Hundreds of onlookers erupted in cheers and song as the 21-foot-tall bronze figure was lifted off a pedestal and lowered to the ground. The removal marked a major victory for civil rights activists, whose previous calls to dismantle the statues had been steadfastly rebuked by city and state officials alike.

“It’s very difficult to imagine, certainly, even two years ago that the statues on Monument Avenue would actually be removed,” said Ana Edwards, a community activist and founding member of the Virginia Defenders for Freedom Justice & Equality. “It’s representative of the fact that we’re sort of peeling back the layers of injustice that Black people and people of color have experienced when governed by white supremacist policies for so long.”

Democratic Gov. Ralph Northam ordered the statue’s removal last summer amid the nationwide protest movement that erupted after the murder of George Floyd by a police officer in Minneapolis. But litigation tied up his plans until the state Supreme Court cleared the way last week.
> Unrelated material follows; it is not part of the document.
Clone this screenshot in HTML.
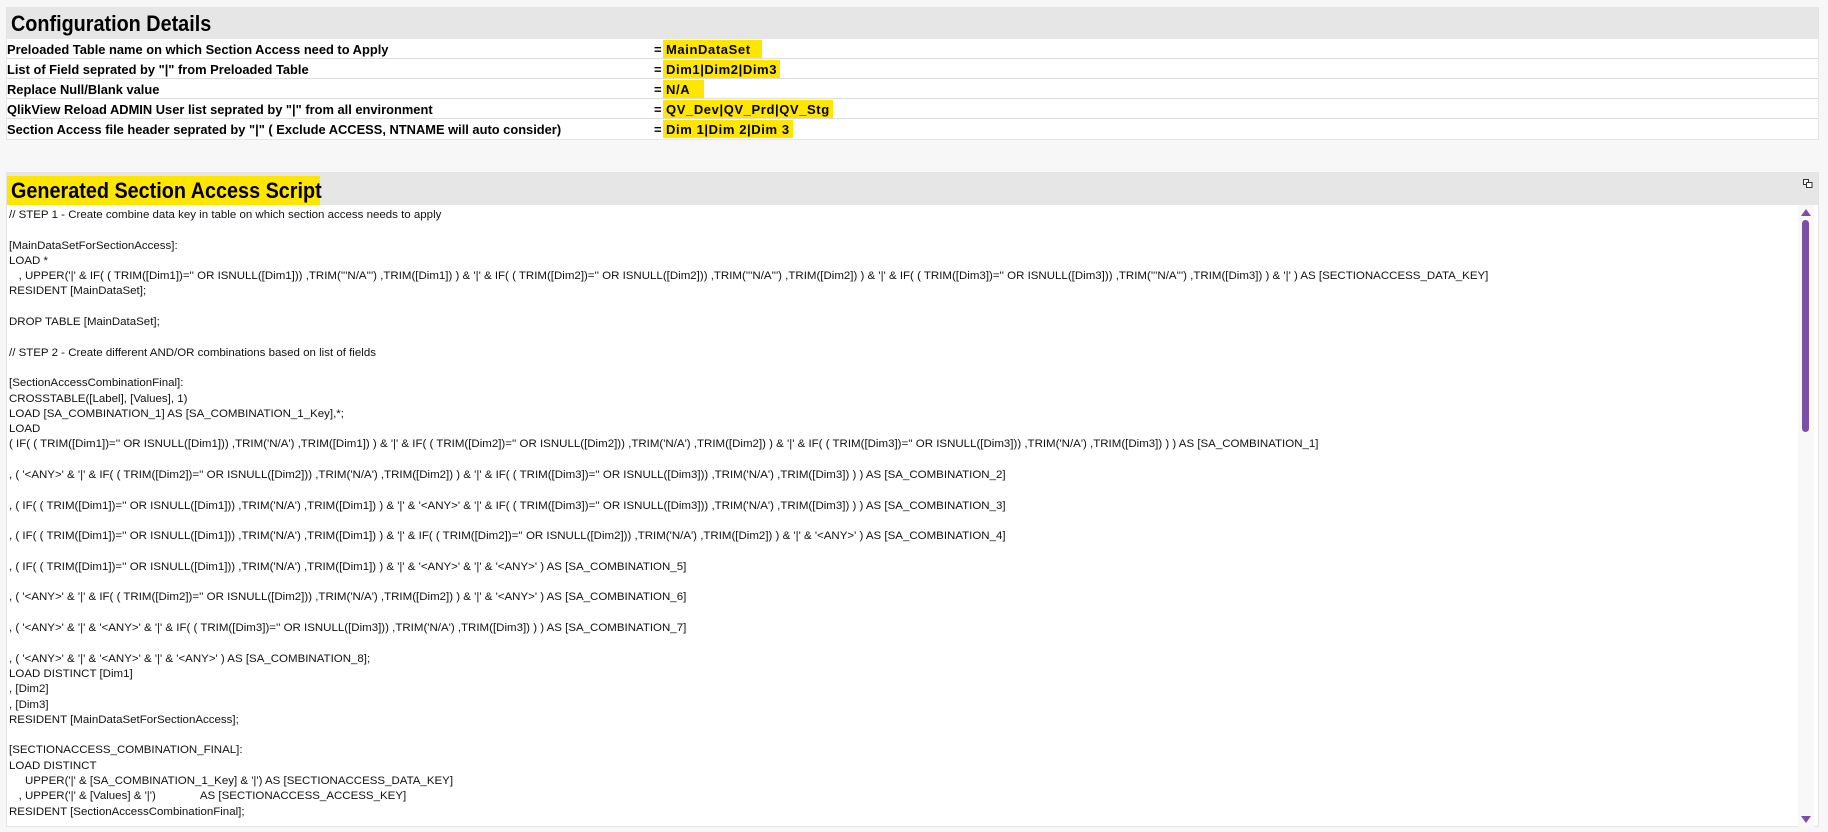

Northam, who watched the work, called it “hopefully a new day, a new era in Virginia.”

“Any remnant like this that glorifies the lost cause of the Civil War, it needs to come down,” he said.

The 21-foot (6-meter) bronze sculpture was installed in 1890 atop a granite pedestal about twice that tall. The sculpture was perched in the middle of a state-owned traffic circle, and it stood among four other massive Confederate statues that were removed by the city last summer.

A construction worker who strapped harnesses around Lee and his horse lifted his arms in the air and counted, “Three, two, one!” to jubilant shouts from the crowd as the crane prepared to wrest the statue away.

Some chanted “Whose streets? Our streets!” and sang, “Hey, hey, hey, goodbye.”

Once the statue was on the ground, the crew used a power saw to cut it in two along the general’s waist, so that it could be hauled under highway overpasses to an undisclosed state-owned facility until a decision is made about its future.

The job was overseen by Team Henry Enterprises, led by Devon Henry, a Black executive who faced death threats after his company’s role in removing Richmond’s other Confederate statues was made public last year. He said the Lee statue posed their most complex challenge.